-- Begin --

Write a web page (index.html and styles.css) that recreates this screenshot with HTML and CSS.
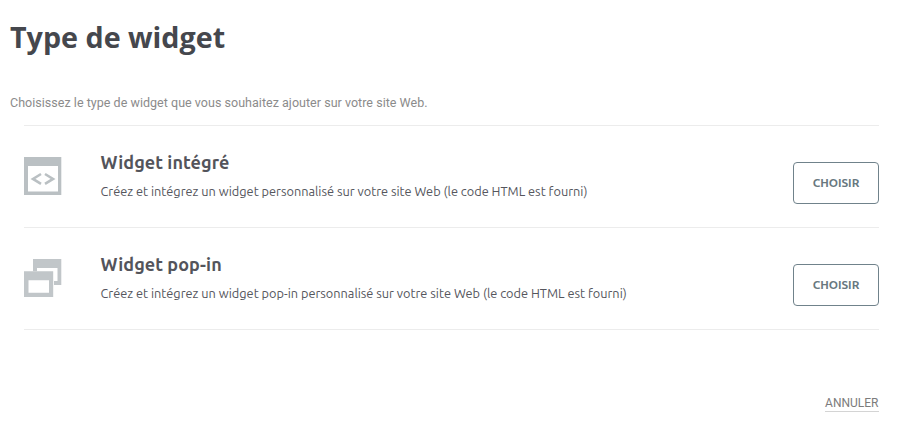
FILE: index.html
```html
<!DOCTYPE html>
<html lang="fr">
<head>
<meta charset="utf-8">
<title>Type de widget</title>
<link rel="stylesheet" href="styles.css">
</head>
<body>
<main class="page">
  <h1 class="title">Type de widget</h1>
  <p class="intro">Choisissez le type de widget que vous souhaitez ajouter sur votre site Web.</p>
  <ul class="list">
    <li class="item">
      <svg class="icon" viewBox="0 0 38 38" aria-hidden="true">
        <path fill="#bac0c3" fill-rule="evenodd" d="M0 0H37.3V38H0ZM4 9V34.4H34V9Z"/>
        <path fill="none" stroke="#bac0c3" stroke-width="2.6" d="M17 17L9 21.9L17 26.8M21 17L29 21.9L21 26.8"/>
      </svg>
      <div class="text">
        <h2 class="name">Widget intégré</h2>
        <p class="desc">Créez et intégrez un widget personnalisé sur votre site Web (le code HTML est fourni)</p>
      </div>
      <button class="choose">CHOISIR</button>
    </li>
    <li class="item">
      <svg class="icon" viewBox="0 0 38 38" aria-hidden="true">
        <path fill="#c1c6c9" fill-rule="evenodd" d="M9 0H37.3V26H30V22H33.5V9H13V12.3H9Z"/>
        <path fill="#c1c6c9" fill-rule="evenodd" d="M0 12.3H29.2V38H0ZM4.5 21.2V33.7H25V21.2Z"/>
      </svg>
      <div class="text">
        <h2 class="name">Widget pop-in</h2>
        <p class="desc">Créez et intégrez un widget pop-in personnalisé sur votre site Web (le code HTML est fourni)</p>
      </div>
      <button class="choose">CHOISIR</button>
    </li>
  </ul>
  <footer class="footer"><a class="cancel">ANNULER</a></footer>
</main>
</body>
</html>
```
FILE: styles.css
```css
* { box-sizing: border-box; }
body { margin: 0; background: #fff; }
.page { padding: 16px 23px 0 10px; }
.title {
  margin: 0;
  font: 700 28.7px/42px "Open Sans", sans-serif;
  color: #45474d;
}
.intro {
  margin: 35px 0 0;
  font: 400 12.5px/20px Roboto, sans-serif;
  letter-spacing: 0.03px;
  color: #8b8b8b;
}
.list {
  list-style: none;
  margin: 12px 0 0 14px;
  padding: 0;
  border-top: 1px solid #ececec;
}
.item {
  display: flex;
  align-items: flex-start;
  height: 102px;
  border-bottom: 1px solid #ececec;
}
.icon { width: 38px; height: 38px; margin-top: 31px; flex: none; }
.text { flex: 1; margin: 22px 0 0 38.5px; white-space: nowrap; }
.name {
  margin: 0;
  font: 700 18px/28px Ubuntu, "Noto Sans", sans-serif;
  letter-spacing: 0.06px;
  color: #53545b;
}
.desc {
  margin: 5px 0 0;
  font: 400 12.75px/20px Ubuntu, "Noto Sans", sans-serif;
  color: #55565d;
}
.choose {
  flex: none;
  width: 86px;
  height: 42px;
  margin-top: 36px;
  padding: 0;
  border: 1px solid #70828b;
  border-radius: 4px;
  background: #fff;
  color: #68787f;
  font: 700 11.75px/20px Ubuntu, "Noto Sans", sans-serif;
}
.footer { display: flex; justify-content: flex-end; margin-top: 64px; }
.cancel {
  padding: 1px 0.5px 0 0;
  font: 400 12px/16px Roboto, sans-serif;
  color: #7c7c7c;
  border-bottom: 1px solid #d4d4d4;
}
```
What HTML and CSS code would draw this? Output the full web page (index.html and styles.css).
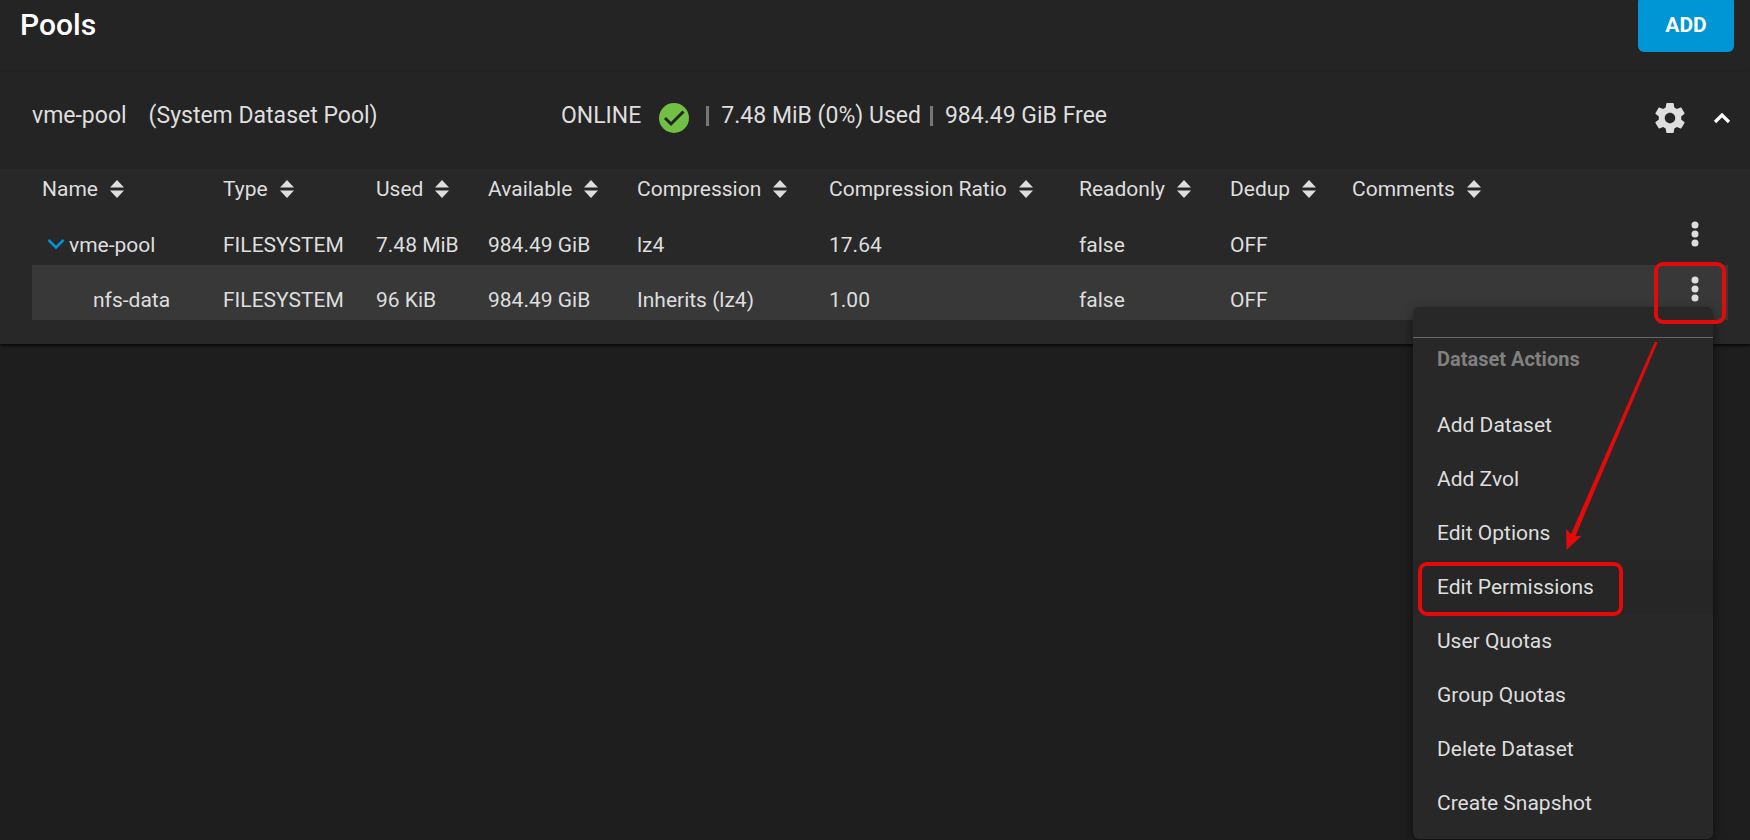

-- End --

*PROBLEM DETAILS*
Quote the records above exactly, leaving out any pictures.

*ANSWER TO THE TASK*
Write a web page (index.html and styles.css) that recreates this screenshot with HTML and CSS.
FILE: index.html
```html
<!DOCTYPE html>
<html lang="fr">
<head>
<meta charset="utf-8">
<title>Type de widget</title>
<link rel="stylesheet" href="styles.css">
</head>
<body>
<main class="page">
  <h1 class="title">Type de widget</h1>
  <p class="intro">Choisissez le type de widget que vous souhaitez ajouter sur votre site Web.</p>
  <ul class="list">
    <li class="item">
      <svg class="icon" viewBox="0 0 38 38" aria-hidden="true">
        <path fill="#bac0c3" fill-rule="evenodd" d="M0 0H37.3V38H0ZM4 9V34.4H34V9Z"/>
        <path fill="none" stroke="#bac0c3" stroke-width="2.6" d="M17 17L9 21.9L17 26.8M21 17L29 21.9L21 26.8"/>
      </svg>
      <div class="text">
        <h2 class="name">Widget intégré</h2>
        <p class="desc">Créez et intégrez un widget personnalisé sur votre site Web (le code HTML est fourni)</p>
      </div>
      <button class="choose">CHOISIR</button>
    </li>
    <li class="item">
      <svg class="icon" viewBox="0 0 38 38" aria-hidden="true">
        <path fill="#c1c6c9" fill-rule="evenodd" d="M9 0H37.3V26H30V22H33.5V9H13V12.3H9Z"/>
        <path fill="#c1c6c9" fill-rule="evenodd" d="M0 12.3H29.2V38H0ZM4.5 21.2V33.7H25V21.2Z"/>
      </svg>
      <div class="text">
        <h2 class="name">Widget pop-in</h2>
        <p class="desc">Créez et intégrez un widget pop-in personnalisé sur votre site Web (le code HTML est fourni)</p>
      </div>
      <button class="choose">CHOISIR</button>
    </li>
  </ul>
  <footer class="footer"><a class="cancel">ANNULER</a></footer>
</main>
</body>
</html>
```
FILE: styles.css
```css
* { box-sizing: border-box; }
body { margin: 0; background: #fff; }
.page { padding: 16px 23px 0 10px; }
.title {
  margin: 0;
  font: 700 28.7px/42px "Open Sans", sans-serif;
  color: #45474d;
}
.intro {
  margin: 35px 0 0;
  font: 400 12.5px/20px Roboto, sans-serif;
  letter-spacing: 0.03px;
  color: #8b8b8b;
}
.list {
  list-style: none;
  margin: 12px 0 0 14px;
  padding: 0;
  border-top: 1px solid #ececec;
}
.item {
  display: flex;
  align-items: flex-start;
  height: 102px;
  border-bottom: 1px solid #ececec;
}
.icon { width: 38px; height: 38px; margin-top: 31px; flex: none; }
.text { flex: 1; margin: 22px 0 0 38.5px; white-space: nowrap; }
.name {
  margin: 0;
  font: 700 18px/28px Ubuntu, "Noto Sans", sans-serif;
  letter-spacing: 0.06px;
  color: #53545b;
}
.desc {
  margin: 5px 0 0;
  font: 400 12.75px/20px Ubuntu, "Noto Sans", sans-serif;
  color: #55565d;
}
.choose {
  flex: none;
  width: 86px;
  height: 42px;
  margin-top: 36px;
  padding: 0;
  border: 1px solid #70828b;
  border-radius: 4px;
  background: #fff;
  color: #68787f;
  font: 700 11.75px/20px Ubuntu, "Noto Sans", sans-serif;
}
.footer { display: flex; justify-content: flex-end; margin-top: 64px; }
.cancel {
  padding: 1px 0.5px 0 0;
  font: 400 12px/16px Roboto, sans-serif;
  color: #7c7c7c;
  border-bottom: 1px solid #d4d4d4;
}
```
What HTML and CSS code would draw this? Output the full web page (index.html and styles.css).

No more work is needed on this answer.